もしもスピードのあるブルンジ人選手・カンソバ(※現在負傷中)が復帰してくるのであれば、速攻に強みを発揮する選手をシドニーが有することになり、マリノスにとっては脅威となる。
彼がマリノス戦に戻ってくるのか否かは、試合の攻防を占ううえで重要なポイントになるかもしれない。


【まとめ・考察】

3チームに共通するのは中央封鎖外誘導のミドルブロックを基本線に据えている点。
どれも"ありがち"なスタイルであり、正直あまり尖ったチームはない印象が強い。

そしてテーマとなるのは、マリノスが望むハイテンポな展開にできるかどうか。もちろんここはケヴィンの特徴であるリスクヘッジの観点も絡んでくるため、一概には言えない。むしろ、時間帯を見極めた振る舞いも求められる。

少なくとも東アジアでは、Jリーグ以上にスピーディーかつ強度の高いリーグはない。そしてそのなかでも随一の強度を持つマリノスなのだから、存分にこの特徴を活かすべきだ。よって、相手のペースに付き合うのではなく、マリノスの土俵に持ち込んでしまえば相手はついて来られなくなる可能性が高い。

そういった状況もふまえてゲームの主導権を握り続けられるかどうかは、非常に重要なポイントである。

また、今回のACLは、GS2位になると、他グループとの兼ね合いで敗退となってしまう可能性がある。
このレギュレーション下では、首位通過することがノルマとなる。

これを念頭に今回の対戦相手を見たときに、非常に難しいグループであることは言うまでもない。もちろん最大のライバルは全北だが、ホアンアインとシドニーはどちらもしっかりとした強みがあり、必ず勝てるとは言えないチームだ。

2年前のACLでは易々とGS突破まで漕ぎ着けた感があったが、あの時と比べて各チームの体制が整っており、レギュレーションも変わっているため、難易度は上がっている。

この厳しいグループを突破するためには、変わらずマリノスの得意なサッカーを貫きとおすことが必要である。
マリノスの得意なサッカーとは、ハイテンポなサッカー。
他国の強豪チームに対しても、変わらず自分たちの土俵に持ち込むことができるかどうか。
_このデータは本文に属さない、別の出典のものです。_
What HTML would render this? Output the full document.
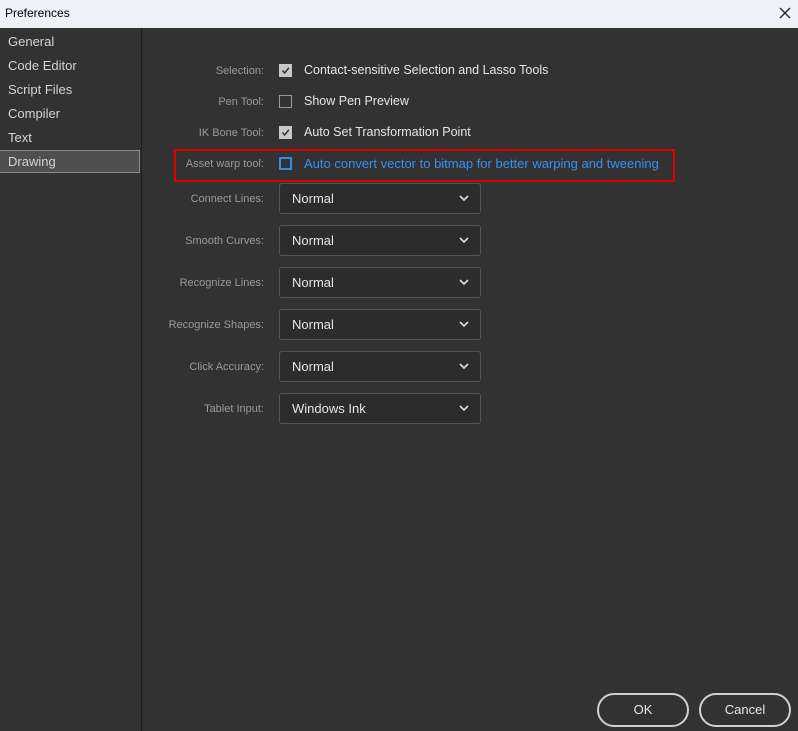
<!DOCTYPE html>
<html><head><style>
body{margin:0;width:798px;height:731px;background:#323232;font-family:"Liberation Sans",sans-serif;overflow:hidden;position:relative}
.title{position:absolute;left:0;top:0;width:798px;height:28px;background:#eef2f7;color:#000;font-size:12px}
.title span{position:absolute;left:5px;top:6px}
.side{position:absolute;left:0;top:28px;width:141px;height:703px;border-right:1px solid #1e1e1e}
.nav{position:absolute;left:8px;font-size:13px;color:#d4d4d4}
.sel{position:absolute;left:0;top:122px;width:139px;height:21px;background:#4f4f4f;border:1px solid #8a8a8a;border-left:none}
.lbl{position:absolute;right:534px;font-size:11px;color:#9a9a9a;white-space:nowrap}
.cb{position:absolute;left:279px;width:11px;height:11px;border:1px solid #9a9a9a;background:#323232}
.cb.on{background:#c8c8c8;border-color:#c8c8c8}
.cb.on svg{position:absolute;left:1px;top:1px}
.txt{position:absolute;left:304px;font-size:12.5px;color:#e6e6e6;white-space:nowrap}
.dd{position:absolute;left:279px;width:200px;height:29px;border:1px solid #555;border-radius:3px;background:#2c2c2c}
.dd span{position:absolute;left:12px;top:7px;font-size:13px;color:#e6e6e6}
.dd svg{position:absolute;right:11px;top:11px}
.btn{position:absolute;top:693px;width:88px;height:30px;border:2px solid #d0d0d0;border-radius:17px;color:#e6e6e6;font-size:13px;text-align:center;line-height:30px}
</style></head><body>
<div class="title"><span>Preferences</span>
<svg style="position:absolute;left:779px;top:7px" width="12" height="12"><path d="M1 1L11 11M11 1L1 11" stroke="#222" stroke-width="1.3"/></svg></div>
<div class="side">
<div class="sel"></div>
<div class="nav" style="top:6px">General</div>
<div class="nav" style="top:30px">Code Editor</div>
<div class="nav" style="top:54px">Script Files</div>
<div class="nav" style="top:78px">Compiler</div>
<div class="nav" style="top:102px">Text</div>
<div class="nav" style="top:126px">Drawing</div>
</div>
<div style="position:absolute;left:174px;top:149px;width:497px;height:29px;border:2px solid #e00000"></div>
<div class="lbl" style="top:65px">Selection:</div>
<div class="lbl" style="top:96px">Pen Tool:</div>
<div class="lbl" style="top:127px">IK Bone Tool:</div>
<div class="lbl" style="top:158px">Asset warp tool:</div>
<div class="cb on" style="top:64px"><svg width="9" height="9"><path d="M1.5 4.5L3.7 7L7.8 1.8" stroke="#333" stroke-width="1.5" fill="none"/></svg></div>
<div class="cb" style="top:95px"></div>
<div class="cb on" style="top:126px"><svg width="9" height="9"><path d="M1.5 4.5L3.7 7L7.8 1.8" stroke="#333" stroke-width="1.5" fill="none"/></svg></div>
<div class="cb" style="top:157px;border:2px solid #2d8ceb;width:9px;height:9px"></div>
<div class="txt" style="top:63px">Contact-sensitive Selection and Lasso Tools</div>
<div class="txt" style="top:94px">Show Pen Preview</div>
<div class="txt" style="top:125px">Auto Set Transformation Point</div>
<div class="txt" style="top:156px;color:#3a8ff0;font-size:13px">Auto convert vector to bitmap for better warping and tweening</div>

<div class="lbl" style="top:193px">Connect Lines:</div>
<div class="lbl" style="top:235px">Smooth Curves:</div>
<div class="lbl" style="top:277px">Recognize Lines:</div>
<div class="lbl" style="top:319px">Recognize Shapes:</div>
<div class="lbl" style="top:361px">Click Accuracy:</div>
<div class="lbl" style="top:403px">Tablet Input:</div>

<div class="dd" style="top:183px"><span>Normal</span><svg width="10" height="7"><path d="M1 1L5 5L9 1" stroke="#ddd" stroke-width="1.6" fill="none"/></svg></div>
<div class="dd" style="top:225px"><span>Normal</span><svg width="10" height="7"><path d="M1 1L5 5L9 1" stroke="#ddd" stroke-width="1.6" fill="none"/></svg></div>
<div class="dd" style="top:267px"><span>Normal</span><svg width="10" height="7"><path d="M1 1L5 5L9 1" stroke="#ddd" stroke-width="1.6" fill="none"/></svg></div>
<div class="dd" style="top:309px"><span>Normal</span><svg width="10" height="7"><path d="M1 1L5 5L9 1" stroke="#ddd" stroke-width="1.6" fill="none"/></svg></div>
<div class="dd" style="top:351px"><span>Normal</span><svg width="10" height="7"><path d="M1 1L5 5L9 1" stroke="#ddd" stroke-width="1.6" fill="none"/></svg></div>
<div class="dd" style="top:393px"><span>Windows Ink</span><svg width="10" height="7"><path d="M1 1L5 5L9 1" stroke="#ddd" stroke-width="1.6" fill="none"/></svg></div>

<div class="btn" style="left:597px">OK</div>
<div class="btn" style="left:699px">Cancel</div>
</body></html>
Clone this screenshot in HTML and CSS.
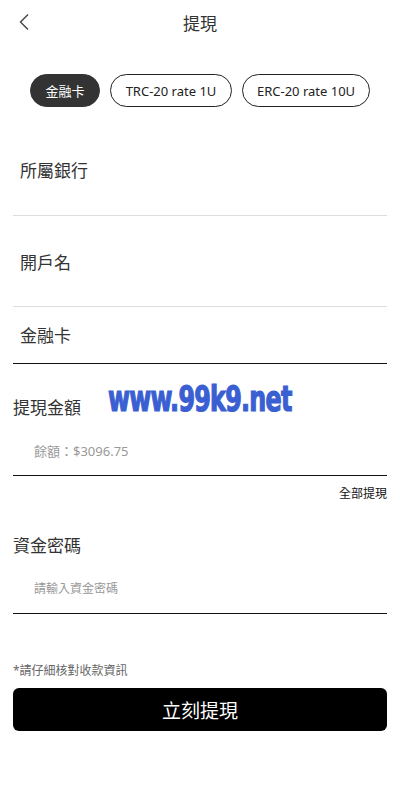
FILE: index.html
```html
<!DOCTYPE html>
<html lang="zh-Hant">
<head>
<meta charset="utf-8">
<link rel="stylesheet" href="styles.css">
</head>
<body>
<div class="page">
  <header class="topbar">
    <span class="back"><svg width="12" height="18" viewBox="0 0 12 18"><path d="M10 1.5 L2.5 9 L10 16.5" fill="none" stroke="#444" stroke-width="1.4"/></svg></span>
    <h1 class="title">提現</h1>
  </header>

  <div class="tabs">
    <span class="tab active">金融卡</span>
    <span class="tab">TRC-20 rate 1U</span>
    <span class="tab">ERC-20 rate 10U</span>
  </div>

  <div class="field f1"><span class="flabel">所屬銀行</span></div>
  <div class="field f2"><span class="flabel">開戶名</span></div>
  <div class="field f3"><span class="flabel">金融卡</span></div>

  <div class="group amount">
    <div class="ghead">
      <span class="glabel">提現金額</span>
      <span class="watermark">www.99k9.net</span>
    </div>
    <div class="ginput">餘額：$3096.75</div>
  </div>
  <div class="allrow">全部提現</div>

  <div class="group pw">
    <div class="ghead"><span class="glabel">資金密碼</span></div>
    <div class="ginput ph">請輸入資金密碼</div>
  </div>

  <p class="note">*請仔細核對收款資訊</p>
  <button class="submit">立刻提現</button>
</div>
</body>
</html>
```
FILE: styles.css
```css
* { box-sizing: border-box; }
html, body { margin: 0; padding: 0; background: #fff; }
body {
  font-family: "Noto Sans", "Noto Sans CJK TC", sans-serif;
  color: #333;
}
.page { width: 400px; padding: 0 13px; }
.topbar {
  height: 46px;
  display: flex;
  align-items: center;
  justify-content: center;
  position: relative;
}
.back { position: absolute; left: 5px; top: 13px; width: 12px; height: 18px; display: flex; }
.title { margin: 0; font-size: 17px; font-weight: 400; color: #333; line-height: 1; }
.tabs {
  display: flex;
  gap: 10px;
  padding: 28px 0 0 17px;
}
.tab {
  height: 33px;
  border: 1px solid #222;
  border-radius: 17px;
  display: flex;
  align-items: center;
  justify-content: center;
  font-size: 13px;
  color: #222;
}
.tab:nth-child(1) { width: 70px; }
.tab:nth-child(2) { width: 122px; }
.tab:nth-child(3) { width: 128px; }
.tab.active { background: #333; color: #fff; border-color: #333; }
.field { padding-left: 7px; }
.flabel { display: block; font-size: 17px; line-height: 24px; color: #333; }
.f1 { padding-top: 52px; height: 109px; border-bottom: 1px solid #ddd; }
.f2 { padding-top: 35px; height: 91px; border-bottom: 1px solid #ddd; }
.f3 { padding-top: 17px; height: 57px; border-bottom: 1px solid #111; }
.group { border-bottom: 1px solid #111; }
.ghead { position: relative; }
.glabel { display: block; font-size: 17px; line-height: 24px; color: #333; }
.amount { padding-top: 32px; height: 112px; }
.watermark {
  position: absolute;
  left: 95px;
  top: -15px;
  font-family: "DejaVu Sans Condensed", "DejaVu Sans", sans-serif;
  font-weight: 700;
  font-size: 36px;
  line-height: 1;
  color: #3a5fd2;
  -webkit-text-stroke: 1.2px #3a5fd2;
  letter-spacing: -1px;
  transform: scaleX(0.735);
  transform-origin: left top;
  white-space: nowrap;
}
.ginput {
  padding-left: 21px;
  font-size: 13px;
  line-height: 18px;
  color: #999;
  margin-top: 22px;
}
.pw { padding-top: 33px; height: 113px; }
.ginput.ph { font-size: 12px; line-height: 16px; margin-top: 23px; }
.allrow {
  text-align: right;
  font-size: 12px;
  color: #111;
  margin-top: 11px;
  line-height: 14px;
}
.note {
  margin: 50px 0 0;
  font-size: 12px;
  color: #666;
  line-height: 14px;
}
.submit {
  display: block;
  width: 100%;
  height: 43px;
  margin-top: 10px;
  border: none;
  border-radius: 6px;
  background: #000;
  color: #fff;
  font-size: 19px;
  font-family: "Noto Sans CJK TC", sans-serif;
}
```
そして、若いチームでありながら、時には勝負に徹する老獪さも必要となる。

対戦相手との戦いだけではなく、時には審判、ピッチ、気候との戦いにもなる。
そうした逆境を跳ね返さなければならない。

2年前よりも強く逞しくなった姿を世界に見せつけてやろうではないか。

アジアの頂を目指すトリコロールの航海が始まる。